DATE OF JUDGMENT: 14/02/2008

BENCH:
S.B. Sinha & V.S. Sirpurkar

JUDGMENT:

J U D G M E N T
(Arising out of SLP (C) No.7304 of 2007)

S.B. Sinha, J.

Leave granted.

1. Appellant is before us aggrieved by and dissatisfied with a judgment
and order dated 22.11.2006 passed by the Division Bench of the High Court
of Gujarat at Ahmedabad in First Appeal No.4586 of 2006 dismissing the
appeal preferred by him.

2. Claimants-Respondents herein are heirs and legal representatives of
Davjibhai Kushalbhai Rathod. He, while travelling in a mini luxury bus as a
passenger from Surat to Mehsana, met with a road accident which took place
on 23.6.1994. The accident occurred due to rash and negligent driving on
the part of the driver of the said mini bus is not question.

3. The deceased, Devjibhai, at that time, was aged about 35 years. He
was working as an Assistant in the Oil and Natural Gas Commission. A sum
of Rs.12,00,000/- was initially claimed by way of compensation which was
subsequently raised to 25,00,000/-. The Tribunal, as per the certificate
issued by the Senior Personnel and Administrative Officer, ONGC, noticed
that the deceased had been receiving the following salaries and perks in the
month of June 1994 :

1. Basic Pay Rs.3295/-

2. DA @ 18.5% Rs. 610/-

3. DSCA 20% of basic Rs. 650/-

4. HRA @ 18% of basic Pay Rs. 593/-

5. Productivity allowance Rs. 450/-

6. Washing allowance Rs. 45/-

7. Conveyance Allowance Rs. 375/-

8. Child Education Allowance
(for two children) Rs. 240/-

9. Child Bus fare (for children) Rs. 160/-

Total : Rs.6418/-

________

4. However, the Tribunal also took into consideration the salary which
might have been payable to the said deceased as in August, 2002; had he
continued in service which was stated to be as under :

1.	Basic Pay				Rs.10698.00
2.	DA @ 35.5%				Rs.  3892.00
3.	DSCA 20% of basic
	(maximum Rs.3100)			Rs.  2193.00
4.	HRA @ 22.5% of basic Pay		Rs.  2406.00
5.	Productivity allowance		Rs.    500.00
6.	Tribal allowance			Rs.    200.00
7.	Conveyance Allowance		Rs.    740.00
8.	Child Education Allowance
	(for two children)			Rs.    500.00
9.	Child Bus fare (for children)		Rs.    250.00
10.	Canteen Sub.				Rs.    164.80

			Total :			Rs.21803.80
							_________


5. The Tribunal, clubbed the income of the deceased which he might
have got at the time of his retirement, i.e., Rs.3,295/- + Rs.17453/-, totaling
a sum of Rs.20,748/- and divided the same by figure two to arrive the figure
of at Rs.10,374/- per month.
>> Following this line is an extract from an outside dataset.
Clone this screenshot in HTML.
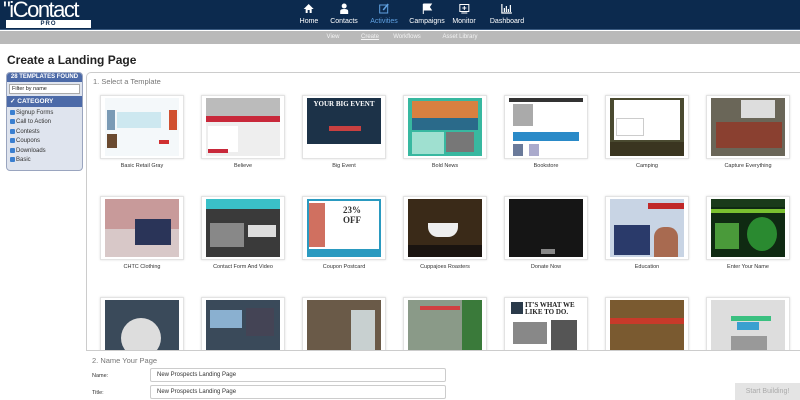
<!DOCTYPE html>
<html><head><meta charset="utf-8"><style>
*{margin:0;padding:0;box-sizing:border-box}
body{width:800px;height:400px;overflow:hidden;background:#fff;font-family:"Liberation Sans",sans-serif;position:relative}
.hdr{position:absolute;left:0;top:0;width:800px;height:30px;background:#0c2a4e;border-bottom:1px solid #3a5a80}
.logo{position:absolute;left:3px;top:0px;color:#fff;font-size:22px;letter-spacing:-1.5px;font-family:"Liberation Sans Narrow","Liberation Sans",sans-serif;line-height:20px}
.pro{position:absolute;left:6px;top:20px;width:85px;height:8px;background:#fff;color:#0c2a4e;font-size:6px;font-weight:bold;text-align:center;line-height:8px;letter-spacing:1px}
.nav{position:absolute;top:0;height:30px;text-align:center;color:#fff;font-size:7px;transform:translateX(-50%)}
.nav .ic{display:block;margin:3px auto 0;width:12px;height:11px}
.nav span{display:block;margin-top:4px;white-space:nowrap}
.sub{position:absolute;top:31px;left:0;width:800px;height:13px;background:#b9b9b9}
.sub span{position:absolute;top:3px;font-size:6px;color:#f4f4f4;transform:translateX(-50%)}
h1{position:absolute;left:7px;top:53px;font-size:12px;color:#222;font-weight:bold;font-family:"Liberation Sans Narrow","Liberation Sans",sans-serif}
.side{position:absolute;left:6px;top:72px;width:77px;height:99px;background:#dfe4ee;border:1px solid #9aa5bf;border-radius:4px;overflow:hidden}
.side .t{background:#4c6aa8;color:#fff;font-size:6px;font-weight:bold;text-align:center;height:9px;line-height:9px}
.side .f{margin:2px 2px;height:10px;background:#fff;border:1px solid #aaa;font-size:5.5px;line-height:8px;padding-left:2px;color:#222}
.side .c{background:#4c6aa8;color:#fff;font-size:6.5px;font-weight:bold;height:11px;line-height:11px;padding-left:3px;margin-top:1px;margin-bottom:2px}
.side .i{font-size:6px;color:#333;height:9.4px;line-height:9.4px;padding-left:3px}
.side .i b{display:inline-block;width:5px;height:5px;background:#3a7fd0;margin-right:1px;vertical-align:-1px;border-radius:1px}
.main{position:absolute;left:86px;top:72px;width:720px;height:290px;border:1px solid #ccc;border-radius:5px 0 0 0;border-right:none}
.sel{position:absolute;left:93px;top:77px;font-size:7.5px;color:#777}
.th{position:absolute;width:84px;height:64px;border:1px solid #e3e3e3;box-shadow:0 0 2px #ddd;background:#fff;padding:2px 4px;overflow:hidden}
.th .in{width:100%;height:100%;position:relative;overflow:hidden}
.lb{position:absolute;width:84px;text-align:center;font-size:5.5px;color:#333}
.bot{position:absolute;left:86px;top:350px;width:714px;height:50px;background:#fff;border-top:1px solid #ccc}
.bot .h{position:absolute;left:6px;top:5px;font-size:7.5px;color:#777}
.bot .l{position:absolute;left:6px;font-size:5.5px;color:#333}
.bot .inp{position:absolute;left:64px;width:296px;height:14px;border:1px solid #ccc;border-radius:2px;font-size:6px;line-height:12px;padding-left:6px;color:#333}
.btn{position:absolute;left:735px;top:383px;width:65px;height:17px;background:#e4e4e4;color:#aaa;font-size:7px;line-height:17px;text-align:center}
</style></head><body>
<div class="hdr">
<div class="logo">"iContact</div>
<div class="pro">PRO</div>
<div class="nav" style="left:309px"><svg class="ic" viewBox="0 0 12 11"><path d="M6 1L1 6h2v4h2V7h2v3h2V6h2z" fill="#fff"/></svg><span>Home</span></div>
<div class="nav" style="left:344px"><svg class="ic" viewBox="0 0 12 11"><circle cx="6" cy="3" r="2.5" fill="#fff"/><path d="M2 11V8q0-2 4-2t4 2v3z" fill="#fff"/></svg><span>Contacts</span></div>
<div class="nav" style="left:384px;color:#5fa0e0"><svg class="ic" viewBox="0 0 12 11"><rect x="1.5" y="2" width="8" height="8" fill="none" stroke="#5fa0e0"/><path d="M5 7l5-6" stroke="#5fa0e0" stroke-width="1.5"/></svg><span>Activities</span></div>
<div class="nav" style="left:427px"><svg class="ic" viewBox="0 0 12 11"><path d="M2 1v10M2 1h8l-2 3 2 3H2" fill="#fff" stroke="#fff"/></svg><span>Campaigns</span></div>
<div class="nav" style="left:464px"><svg class="ic" viewBox="0 0 12 11"><rect x="1.5" y="1.5" width="9" height="7" fill="none" stroke="#fff"/><path d="M4 5h4M6 3v4M3 10h6" stroke="#fff"/></svg><span>Monitor</span></div>
<div class="nav" style="left:507px"><svg class="ic" viewBox="0 0 12 11"><path d="M1 1v9h10M3.5 9V5M5.5 9V3M7.5 9V6M9.5 9V2" stroke="#fff" fill="none" stroke-width="1.2"/></svg><span>Dashboard</span></div>
</div>
<div class="sub"><span style="left:333px">View</span><span style="left:370px;text-decoration:underline">Create</span><span style="left:407px">Workflows</span><span style="left:460px">Asset Library</span></div>
<h1>Create a Landing Page</h1>
<div class="side"><div class="t">28 TEMPLATES FOUND</div><div class="f">Filter by name</div><div class="c">✓ CATEGORY</div>
<div class="i"><b></b>Signup Forms</div><div class="i"><b></b>Call to Action</div><div class="i"><b></b>Contests</div><div class="i"><b></b>Coupons</div><div class="i"><b></b>Downloads</div><div class="i"><b></b>Basic</div></div>
<div class="main"></div>
<div class="sel">1. Select a Template</div>

<div class="th" style="left:100px;top:95px"><div class="in" style="background:#f4f8fa"><div style="position:absolute;left:12px;top:14px;width:44px;height:16px;background:#cde8f0"></div><div style="position:absolute;left:2px;top:12px;width:8px;height:20px;background:#7a9ab5"></div><div style="position:absolute;right:2px;top:12px;width:8px;height:20px;background:#d05030"></div><div style="position:absolute;left:2px;top:36px;width:10px;height:14px;background:#6a4a30"></div><div style="position:absolute;right:10px;top:42px;width:10px;height:4px;background:#d03030"></div></div></div>
<div class="th" style="left:201px;top:95px"><div class="in" style="background:#eee"><div style="height:18px;background:#bbb"></div><div style="height:6px;background:#c8283a"></div><div style="position:absolute;left:2px;top:28px;width:30px;height:26px;background:#fff"></div><div style="position:absolute;left:2px;top:51px;width:20px;height:4px;background:#c8283a"></div></div></div>
<div class="th" style="left:302px;top:95px"><div class="in" style="background:#fff"><div style="height:46px;background:#1c3248;color:#fff;font-size:7px;font-weight:bold;text-align:center;padding-top:2px;font-family:'Liberation Serif',serif">YOUR BIG EVENT</div><div style="position:absolute;left:22px;top:28px;width:32px;height:5px;background:#c84040"></div></div></div>
<div class="th" style="left:403px;top:95px"><div class="in" style="background:#38b8a0"><div style="position:absolute;left:4px;top:3px;right:4px;height:28px;background:#d88040"></div><div style="position:absolute;left:4px;top:20px;right:4px;height:12px;background:#2a6a8a"></div><div style="position:absolute;left:4px;top:34px;width:32px;height:22px;background:#9fe0d0"></div><div style="position:absolute;left:38px;top:34px;width:28px;height:20px;background:#777"></div></div></div>
<div class="th" style="left:504px;top:95px"><div class="in" style="background:#fff"><div style="height:4px;background:#333"></div><div style="position:absolute;left:4px;top:6px;width:20px;height:22px;background:#aaa"></div><div style="position:absolute;left:4px;top:34px;right:4px;height:9px;background:#2a8ac8"></div><div style="position:absolute;left:4px;top:46px;width:10px;height:14px;background:#6a7a9a"></div><div style="position:absolute;left:20px;top:46px;width:10px;height:14px;background:#aac"></div></div></div>
<div class="th" style="left:605px;top:95px"><div class="in" style="background:#4a4a30"><div style="position:absolute;left:4px;top:2px;right:4px;height:40px;background:#fff"></div><div style="position:absolute;left:6px;top:20px;width:28px;height:18px;border:1px solid #ccc"></div><div style="position:absolute;left:0;right:0;top:44px;height:20px;background:#3a3520"></div></div></div>
<div class="th" style="left:706px;top:95px"><div class="in" style="background:#6a6658"><div style="position:absolute;left:30px;top:2px;width:34px;height:18px;background:#ddd"></div><div style="position:absolute;left:5px;top:24px;width:66px;height:26px;background:#8a4030"></div></div></div>
<div class="lb" style="left:100px;top:163px">Basic Retail Gray</div><div class="lb" style="left:201px;top:163px">Believe</div><div class="lb" style="left:302px;top:163px">Big Event</div><div class="lb" style="left:403px;top:163px">Bold News</div><div class="lb" style="left:504px;top:163px">Bookstore</div><div class="lb" style="left:605px;top:163px">Camping</div><div class="lb" style="left:706px;top:163px">Capture Everything</div>

<div class="th" style="left:100px;top:196px"><div class="in" style="background:#c89a9a"><div style="position:absolute;left:0;right:0;top:30px;height:30px;background:#d8c8c8"></div><div style="position:absolute;left:30px;top:20px;width:36px;height:26px;background:#2a3458"></div></div></div>
<div class="th" style="left:201px;top:196px"><div class="in" style="background:#3a3a3a"><div style="height:10px;background:#3ac0c8"></div><div style="position:absolute;left:4px;top:24px;width:34px;height:24px;background:#888"></div><div style="position:absolute;left:42px;top:26px;width:28px;height:12px;background:#ddd"></div></div></div>
<div class="th" style="left:302px;top:196px"><div class="in" style="background:#2a9ac0"><div style="position:absolute;left:2px;top:2px;right:2px;height:48px;background:#fff"></div><div style="position:absolute;left:2px;top:4px;width:16px;height:44px;background:#d07060"></div><div style="position:absolute;left:36px;top:6px;font-size:9px;font-weight:bold;color:#333;font-family:'Liberation Serif',serif">23% OFF</div></div></div>
<div class="th" style="left:403px;top:196px"><div class="in" style="background:#3a2a18"><div style="position:absolute;left:20px;top:24px;width:30px;height:14px;background:#eee;border-radius:0 0 10px 10px"></div><div style="position:absolute;left:0;right:0;top:46px;height:14px;background:#1a1410"></div></div></div>
<div class="th" style="left:504px;top:196px"><div class="in" style="background:#151515"><div style="position:absolute;left:32px;top:50px;width:14px;height:5px;background:#888"></div></div></div>
<div class="th" style="left:605px;top:196px"><div class="in" style="background:#c8d4e4"><div style="position:absolute;left:38px;top:4px;width:38px;height:6px;background:#c02828"></div><div style="position:absolute;left:4px;top:26px;width:36px;height:30px;background:#2a3a6a"></div><div style="position:absolute;left:44px;top:28px;width:24px;height:30px;background:#a86a50;border-radius:10px 10px 0 0"></div></div></div>
<div class="th" style="left:706px;top:196px"><div class="in" style="background:#0f2a12"><div style="height:8px;background:#1a3a1a"></div><div style="position:absolute;left:0;right:0;top:10px;height:4px;background:#7ac030"></div><div style="position:absolute;left:4px;top:24px;width:24px;height:26px;background:#4a9a3a"></div><div style="position:absolute;left:36px;top:18px;width:30px;height:34px;background:#2a8a30;border-radius:50%"></div></div></div>
<div class="lb" style="left:100px;top:264px">CHTC Clothing</div><div class="lb" style="left:201px;top:264px">Contact Form And Video</div><div class="lb" style="left:302px;top:264px">Coupon Postcard</div><div class="lb" style="left:403px;top:264px">Cuppajoes Roasters</div><div class="lb" style="left:504px;top:264px">Donate Now</div><div class="lb" style="left:605px;top:264px">Education</div><div class="lb" style="left:706px;top:264px">Enter Your Name</div>

<div class="th" style="left:100px;top:297px"><div class="in" style="background:#3a4a5a"><div style="position:absolute;left:16px;top:18px;width:40px;height:40px;border-radius:50%;background:#ddd"></div></div></div>
<div class="th" style="left:201px;top:297px"><div class="in" style="background:#3a4a5a"><div style="position:absolute;left:4px;top:10px;width:32px;height:18px;background:#8ab0d0"></div><div style="position:absolute;left:40px;top:8px;width:28px;height:28px;background:#445"></div></div></div>
<div class="th" style="left:302px;top:297px"><div class="in" style="background:#6a5a48"><div style="position:absolute;left:44px;top:10px;width:24px;height:40px;background:#c8d0d0"></div></div></div>
<div class="th" style="left:403px;top:297px"><div class="in" style="background:#8a9a88"><div style="position:absolute;left:12px;top:6px;width:40px;height:4px;background:#d04040"></div><div style="position:absolute;right:0;top:0;width:20px;height:60px;background:#3a7a3a"></div></div></div>
<div class="th" style="left:504px;top:297px"><div class="in" style="background:#fff"><div style="position:absolute;left:2px;top:2px;width:12px;height:12px;background:#2a3a4a"></div><div style="position:absolute;left:16px;top:2px;font-size:7px;font-weight:bold;color:#222;line-height:7px;font-family:'Liberation Serif',serif">IT'S WHAT WE LIKE TO DO.</div><div style="position:absolute;left:4px;top:22px;width:34px;height:22px;background:#888"></div><div style="position:absolute;left:42px;top:20px;width:26px;height:30px;background:#555"></div></div></div>
<div class="th" style="left:605px;top:297px"><div class="in" style="background:#7a5a30"><div style="position:absolute;left:0;right:0;top:18px;height:6px;background:#c83a2a"></div></div></div>
<div class="th" style="left:706px;top:297px"><div class="in" style="background:#ddd"><div style="position:absolute;left:20px;top:16px;width:40px;height:5px;background:#3ac080"></div><div style="position:absolute;left:26px;top:22px;width:22px;height:8px;background:#3aa0d0"></div><div style="position:absolute;left:20px;top:36px;width:36px;height:24px;background:#999"></div></div></div>

<div class="bot"><div class="h">2. Name Your Page</div>
<div class="l" style="top:22px">Name:</div><div class="inp" style="top:17px">New Prospects Landing Page</div>
<div class="l" style="top:39px">Title:</div><div class="inp" style="top:34px">New Prospects Landing Page</div></div>
<div class="btn">Start Building!</div>
</body></html>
Adopting a multiplier of 16, the amount of
compensation was determined at Rs.13,27,872/-. Besides the compensation
amount, amount of gratuity, conventional amount and funeral expenses were
calculated as follows :

Rs.13,27,872/- towards dependency loss
Rs. 10,000/- towards conventional amount
Rs. 3,000/- towards funeral expenses
Rs. 3,02,468/- towards gratuity
Rs. 16,43,340/-

6. Interest on the said amount sum at the rate of 12 per cent was also
awarded.

7. On an appeal preferred by the appellant thereagainst, a Division
Bench of the High Court opined that as a revision of pay had been effected
by ONGC from 1.1.1997 and in August 2002, the employees in the same
cadre would have received a sum of Rs.10,693/- per month with Dearness
Allowance at the rate of 35.5% amounting to Rs.3892/- and other
allowances. The net income of the deceased was found to be at least a sum
of Rs.16,000/- so as to enable the Tribunal to come to the conclusion that the
loss of dependency benefit would come to Rs.16,000/- from January 1997
onwards. The High Court stated :

In view of the above settled legal position, we do
not find any difficulty in accepting the submission
of Mr. Nanavati for the original claimants that the
Tribunal was justified in looking at the pay
revision of employees of the ONGC for the
purpose of assessing prospective income of the
deceased. The accident in question took place in
September 1994. The basic pay of the deceased at
that time was Rs.3295/- and with dearness
allowance and other allowances, his total pay-
packet was Rs.6,418/-. Even proceeding on the
basis that the deductions made by the employer
may be taken into account, basic pay, dearness
allowance, drill site compensation allowance and
house rent allowance granted to the deceased
would almost come to Rs.5,000/- per month.
Within less than three years from the date of the
accident, pay revision was made by the ONGC
with effect from 1.1.97 and in August 2002, basic
pay of the employees in the same cadre in which
the deceased was working was Rs.10,693/- per
month with dearness allowance at the rate of
35.5% being Rs.3892/-; drill site compensatory
allowance and HRA were also substantially
revised and they were 20% and 22.5% of the basic
pay in August 2002. These four items aggregated
to Rs.19,184/- per month. Over and above these
heads, there were also other allowances like
productivity allowance, conveyance allowance,
child education allowance, child bus welfare
allowance, etc. making it a total figure of
Rs.21,808/-. Even after taking into account all
deductions including the income tax liability, the
net income available to the deceased and his
family would have been at least Rs.16000/- from
January 1997 onwards.

8. The High Court, however, not only adopted the multiplier of 13
instead of 16 to arrive at the conclusion that the loss of dependency would
be about Rs.16,000/-, but also interfered with the rate of interest to hold that
reasonable interest payable would be 8% per annum. Appellant was directed
to deposit the said amount with proportionate costs and interest at the rate of
8% per annum from the date of filing of the claim petition till its realization.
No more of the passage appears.